Government officials said authorities had recently been following the suspects.

Morales, a socialist, is Bolivia's first indigenous president and has faced tough opposition in relatively wealthy regions of the country, including Santa Cruz.

"Yesterday I gave instructions to the vice president to move to arrest these mercenaries and this morning I was informed of a half-hour shootout at a hotel in the city of Santa Cruz - three foreigners are dead and two arrested," Morales said during a visit to Venezuela.

Morales said he had information that the plot was to kill him, the vice president and a cabinet minister.

Morales has announced several plots against him in the past, but the results of investigations have never been released, causing some Bolivians to doubt their veracity.

The Bolivian leader frequently accuses the Santa Cruz-based political opposition of trying to overthrow him or destabilise his government. The opposition parties in Santa Cruz object to Morales's nationalisation of the country's natural gas industry, based in the Eastern lowland provinces.
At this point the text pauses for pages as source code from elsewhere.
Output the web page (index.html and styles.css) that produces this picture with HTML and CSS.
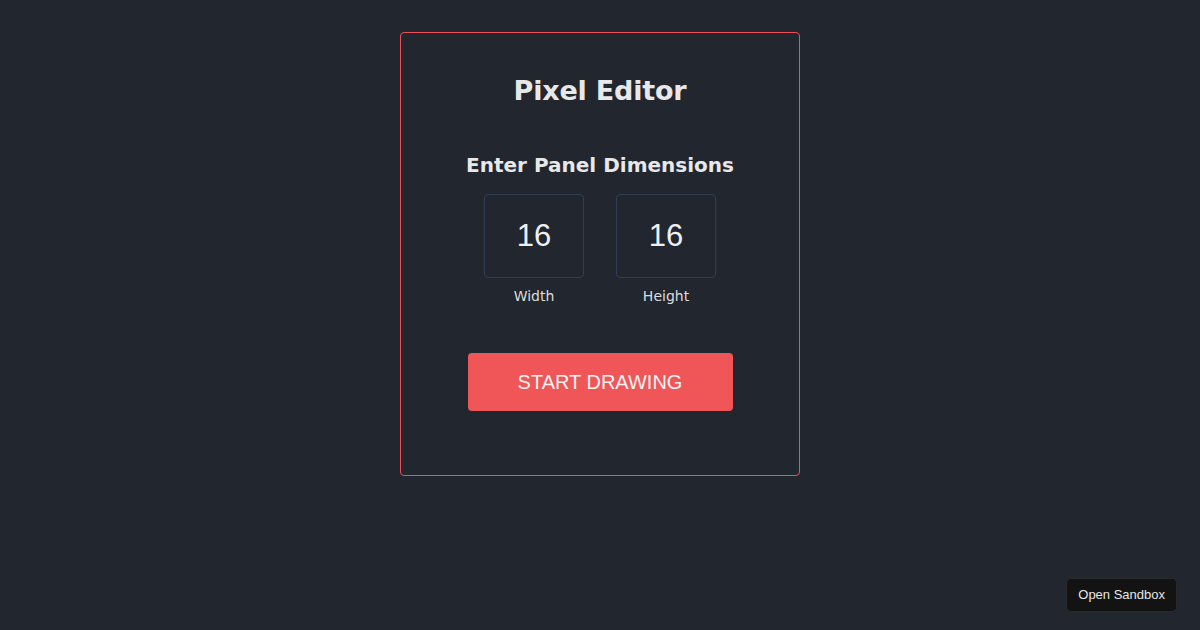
FILE: index.html
```html
<!DOCTYPE html>
<html lang="en">
<head>
    <meta charset="UTF-8">
    <meta name="viewport" content="width=device-width, initial-scale=1.0">
    <title>Pixel Editor</title>
    <link rel="stylesheet" href="styles.css">
</head>
<body>
    <div class="page">
        <div class="setup-card">
            <h1>Pixel Editor</h1>
            <h2>Enter Panel Dimensions</h2>
            <div class="dimensions">
                <label class="dimension">
                    <input type="text" value="16">
                    <span>Width</span>
                </label>
                <label class="dimension">
                    <input type="text" value="16">
                    <span>Height</span>
                </label>
            </div>
            <button class="start-button">START DRAWING</button>
        </div>
    </div>

    <a class="sandbox-link" href="#">Open Sandbox</a>
</body>
</html>
```

FILE: styles.css
```css
body {
    margin: 0;
    height: 100vh;
    background-color: #21262f;
    color: #e8e8e8;
    font-family: "DejaVu Sans", sans-serif;
    overflow: hidden;
}
.page {
    display: flex;
    justify-content: center;
    padding-top: 32px;
}
.setup-card {
    width: 398px;
    height: 442px;
    border: 1px solid #ef5057;
    border-radius: 4px;
    display: flex;
    flex-direction: column;
    align-items: center;
}
.setup-card h1 {
    margin: 40px 0 0;
    font-size: 27px;
    font-weight: bold;
    line-height: 36px;
    letter-spacing: -0.2px;
}
.setup-card h2 {
    margin: 43px 0 0;
    font-size: 20px;
    font-weight: bold;
    line-height: 26px;
}
.dimensions {
    display: flex;
    gap: 32px;
    margin-top: 16px;
}
.dimension {
    display: flex;
    flex-direction: column;
    align-items: center;
}
.dimension input {
    box-sizing: border-box;
    width: 100px;
    height: 84px;
    background: transparent;
    border: 1px solid #2f3d55;
    border-radius: 4px;
    color: #f0f0f0;
    font-family: "Liberation Sans", Arial, sans-serif;
    font-size: 31px;
    text-align: center;
    outline: none;
}
.dimension span {
    margin-top: 9px;
    font-size: 14px;
    line-height: 18px;
    color: #dcdcdc;
}
.start-button {
    margin-top: 48px;
    width: 265px;
    height: 58px;
    border: none;
    border-radius: 4px;
    background-color: #f05658;
    color: #f2f2f2;
    font-family: "Liberation Sans", Arial, sans-serif;
    font-size: 20px;
    cursor: pointer;
}
.sandbox-link {
    position: absolute;
    right: 23px;
    bottom: 18px;
    padding: 9px 11px;
    background-color: #131313;
    border: 1px solid #2a2a2a;
    border-radius: 5px;
    color: #e6e6e6;
    font-family: "Liberation Sans", Arial, sans-serif;
    font-size: 13px;
    line-height: 14px;
    text-decoration: none;
}
```
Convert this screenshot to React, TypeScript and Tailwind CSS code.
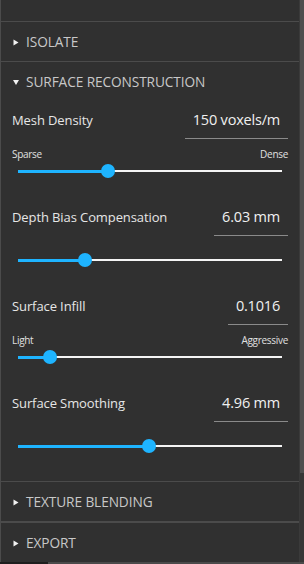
import React from "react";

type Param = {
  label: string;
  value: string;
  pct: number;
  min?: string;
  max?: string;
};

const PARAMS: Param[] = [
  { label: "Mesh Density", value: "150 voxels/m", pct: 34, min: "Sparse", max: "Dense" },
  { label: "Depth Bias Compensation", value: "6.03 mm", pct: 25.4 },
  { label: "Surface Infill", value: "0.1016", pct: 12.1, min: "Light", max: "Aggressive" },
  { label: "Surface Smoothing", value: "4.96 mm", pct: 49.6 },
];

function Arrow({ open }: { open?: boolean }) {
  return (
    <svg width="6" height="7" viewBox="0 0 6 7" className="shrink-0">
      {open ? (
        <polygon points="0,1 6,1 3,6" fill="#f2f2f2" />
      ) : (
        <polygon points="0.5,0.5 5.5,3.5 0.5,6.5" fill="#f2f2f2" />
      )}
    </svg>
  );
}

function SectionHeader({ title, open, thick }: { title: string; open?: boolean; thick?: boolean }) {
  return (
    <div
      className={`flex items-center gap-[7px] pl-[12px] pt-[1px] border-[#4b4b4b] ${
        thick ? "h-[41px] border-t-2" : "h-[40px] border-t"
      }`}
    >
      <Arrow open={open} />
      <span className="text-[13.7px] text-[#c8c8c8] tracking-[-0.1px]">{title}</span>
    </div>
  );
}

function Slider({ pct }: { pct: number }) {
  return (
    <div className="relative h-[20px] mx-[6px]">
      <div className="absolute left-0 right-0 top-[9px] h-[2px] bg-white/95" />
      <div className="absolute left-0 top-[8.5px] h-[3px] bg-[#1eb4ff]" style={{ width: `${pct}%` }} />
      <div
        className="absolute top-[3px] w-[14px] h-[14px] -ml-[7px] rounded-full bg-[#1eb4ff]"
        style={{ left: `${pct}%` }}
      />
    </div>
  );
}

function ParamBlock({ p }: { p: Param }) {
  return (
    <div className="pb-[17px]">
      <div className="flex items-baseline justify-between pt-[9px]">
        <span className="text-[13px] text-[#e6e6e6] tracking-[-0.1px]">{p.label}</span>
        <span className="px-[8px] pb-[8px] border-b border-[#8a8a8a] text-[14.5px] leading-[20px] text-[#f0f0f0] tracking-[-0.2px]">
          {p.value}
        </span>
      </div>
      {p.min ? (
        <div className="flex items-end justify-between h-[22px] text-[10px] leading-[14px] text-[#e0e0e0] tracking-[-0.3px]">
          <span>{p.min}</span>
          <span>{p.max}</span>
        </div>
      ) : (
        <div className="h-[14px]" />
      )}
      <Slider pct={p.pct} />
    </div>
  );
}

export default function App() {
  return (
    <div className="w-[304px] h-[564px] bg-[#303030] flex flex-col overflow-hidden font-['Open_Sans','Noto_Sans',sans-serif]">
      <div className="flex flex-1 min-h-0">
        <div className="w-[299px] border-l border-[#4b4b4b] flex flex-col">
          <div className="h-[21px]" />
          <SectionHeader title="ISOLATE" />
          <SectionHeader title="SURFACE RECONSTRUCTION" open />
          <div className="px-[11px] pb-[8px]">
            {PARAMS.map((p) => (
              <ParamBlock key={p.label} p={p} />
            ))}
          </div>
          <SectionHeader title="TEXTURE BLENDING" />
          <SectionHeader title="EXPORT" thick />
        </div>
        <div className="w-[5px] flex flex-col border-l border-[#3a3a3a]">
          <div className="h-[473px] bg-[#4e4e4e]" />
          <div className="flex-1 bg-[#363636]" />
        </div>
      </div>
      <div className="h-[2px] flex">
        <div className="w-[48px] bg-[#1e1e1e]" />
        <div className="flex-1 bg-[#4a4a4a]" />
      </div>
    </div>
  );
}
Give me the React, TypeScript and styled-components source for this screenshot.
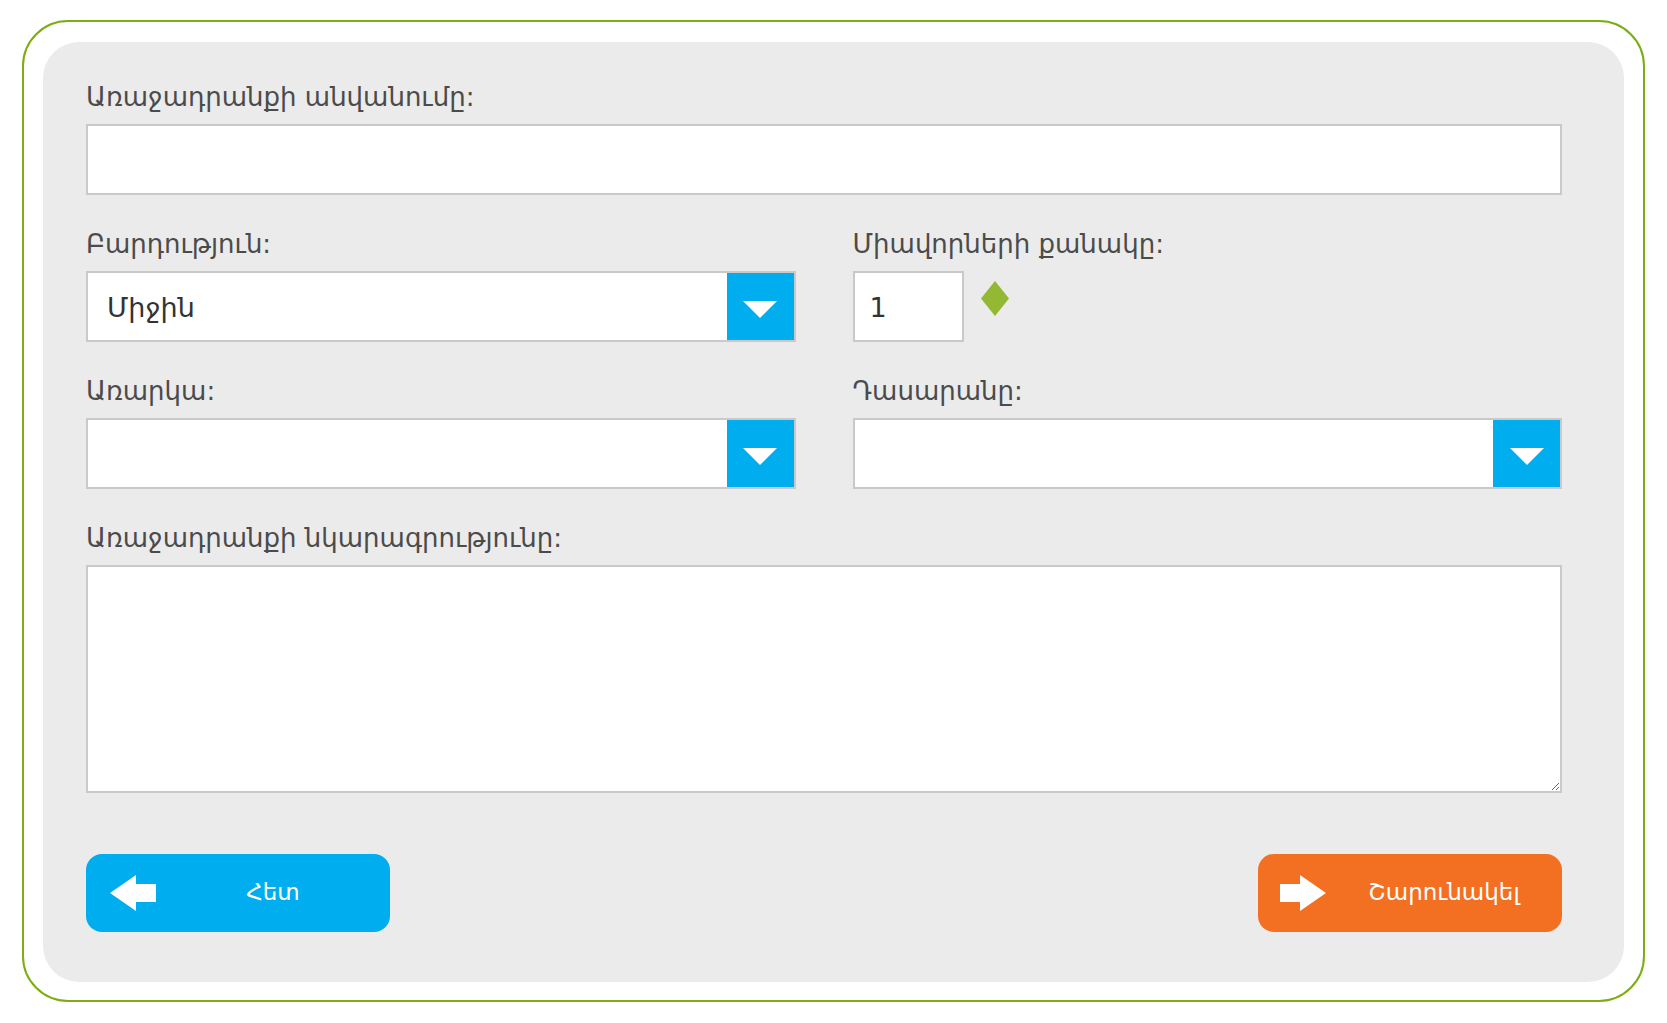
import React from "react";
import styled, { createGlobalStyle } from "styled-components";

const GlobalStyle = createGlobalStyle`
  html, body { margin: 0; padding: 0; background: #ffffff; }
  body { font-family: "DejaVu Sans", "Noto Sans", sans-serif; }
  * { box-sizing: border-box; }
`;

const Frame = styled.div`
  margin: 20px 0 0 22px;
  width: 1623px;
  height: 982px;
  border: 2px solid #7dad12;
  border-radius: 46px;
  padding: 20px 19px 18px 19px;
  background: #ffffff;
`;

const Panel = styled.div`
  height: 100%;
  background: #ebebeb;
  border-radius: 36px;
  padding: 42px 62px 0 43px;
  display: flex;
  flex-direction: column;
`;

const Field = styled.div`
  display: flex;
  flex-direction: column;
  margin-bottom: 36px;
`;

const Row = styled.div`
  display: grid;
  grid-template-columns: 1fr 1fr;
  column-gap: 57px;
`;

const Label = styled.label`
  display: block;
  font-size: 26px;
  line-height: 26px;
  height: 30px;
  color: #4b4b4b;
  margin-bottom: 10px;
  white-space: nowrap;
`;

const TextInput = styled.input`
  display: block;
  width: 100%;
  height: 71px;
  border: 2px solid #c9c9c9;
  background: #ffffff;
  outline: none;
  font-family: inherit;
  font-size: 26px;
  color: #333;
  padding: 0 19px;
`;

const SelectBox = styled.div`
  display: flex;
  align-items: stretch;
  height: 71px;
  border: 2px solid #c9c9c9;
  background: #ffffff;
`;

const SelectValue = styled.div`
  flex: 1;
  display: flex;
  align-items: center;
  padding: 2px 19px 0;
  font-size: 27px;
  color: #333;
`;

const SelectButton = styled.div`
  width: 67px;
  background: #00aeef;
  display: flex;
  align-items: center;
  justify-content: center;
  padding-top: 6px;
`;

const NumberRow = styled.div`
  display: flex;
  align-items: flex-start;
`;

const NumberInput = styled.div`
  width: 111px;
  height: 71px;
  border: 2px solid #c9c9c9;
  background: #ffffff;
  display: flex;
  align-items: center;
  padding: 2px 0 0 15px;
  font-size: 27px;
  color: #333;
`;

const Spinner = styled.svg`
  margin: 10px 0 0 17px;
`;

const TextArea = styled.textarea`
  display: block;
  width: 100%;
  height: 228px;
  border: 2px solid #c9c9c9;
  background: #ffffff;
  outline: none;
  resize: vertical;
  font-family: inherit;
  font-size: 20px;
  padding: 10px 19px;
`;

const Actions = styled.div`
  display: flex;
  justify-content: space-between;
  margin-top: 25px;
`;

const ActionButton = styled.button<{ $tone: "blue" | "orange" }>`
  width: 304px;
  height: 78px;
  border: none;
  border-radius: 16px;
  background: ${(p) => (p.$tone === "blue" ? "#00aeef" : "#f37022")};
  color: #ffffff;
  display: flex;
  align-items: center;
  padding: 0 0 0 ${(p) => (p.$tone === "blue" ? "24px" : "22px")};
  font-family: "DejaVu Sans", sans-serif;
  font-size: 23px;
  cursor: pointer;
`;

const ButtonText = styled.span`
  flex: 1;
  text-align: center;
  margin-top: -2px;
`;

const Caret = () => (
  <svg width="34" height="17" viewBox="0 0 34 17">
    <polygon points="0,0 34,0 17,17" fill="#ffffff" />
  </svg>
);

const Dropdown = ({ value }: { value?: string }) => (
  <SelectBox>
    <SelectValue>{value}</SelectValue>
    <SelectButton>
      <Caret />
    </SelectButton>
  </SelectBox>
);

const ArrowLeft = () => (
  <svg width="46" height="36" viewBox="0 0 46 36">
    <polygon points="0,18 26,0 26,9 46,9 46,27 26,27 26,36" fill="#ffffff" />
  </svg>
);

const ArrowRight = () => (
  <svg width="46" height="36" viewBox="0 0 46 36">
    <polygon points="46,18 20,0 20,9 0,9 0,27 20,27 20,36" fill="#ffffff" />
  </svg>
);

export default function App() {
  return (
    <>
      <GlobalStyle />
      <Frame>
        <Panel>
          <Field>
            <Label>Առաջադրանքի անվանումը:</Label>
            <TextInput type="text" />
          </Field>
          <Row>
            <Field>
              <Label>Բարդություն:</Label>
              <Dropdown value="Միջին" />
            </Field>
            <Field>
              <Label>Միավորների քանակը:</Label>
              <NumberRow>
                <NumberInput>1</NumberInput>
                <Spinner width="28" height="35" viewBox="0 0 28 35">
                  <polygon points="14,0 28,17.5 14,35 0,17.5" fill="#93b833" />
                </Spinner>
              </NumberRow>
            </Field>
          </Row>
          <Row>
            <Field>
              <Label>Առարկա:</Label>
              <Dropdown />
            </Field>
            <Field>
              <Label>Դասարանը:</Label>
              <Dropdown />
            </Field>
          </Row>
          <Field>
            <Label>Առաջադրանքի նկարագրությունը:</Label>
            <TextArea />
          </Field>
          <Actions>
            <ActionButton $tone="blue">
              <ArrowLeft />
              <ButtonText>Հետ</ButtonText>
            </ActionButton>
            <ActionButton $tone="orange">
              <ArrowRight />
              <ButtonText>Շարունակել</ButtonText>
            </ActionButton>
          </Actions>
        </Panel>
      </Frame>
    </>
  );
}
Last year, right-wing opposition groups launched violent protests against a new referendum promoted by Morales that gives more power to the indigenous majority.

Morales expelled the US ambassador to Bolivia in September, accusing him of encouraging the protests in a bid to oust him.

The president ended a five-day hunger strike on Tuesday after lawmakers passed an electoral law that creates more seats in indigenous areas where his support is strongest. Morales had stopped eating to pressure for the law to be passed.

Critics say the law stacks the electoral field in his favour ahead of a December presidential election that the former coca farmer is expected to win.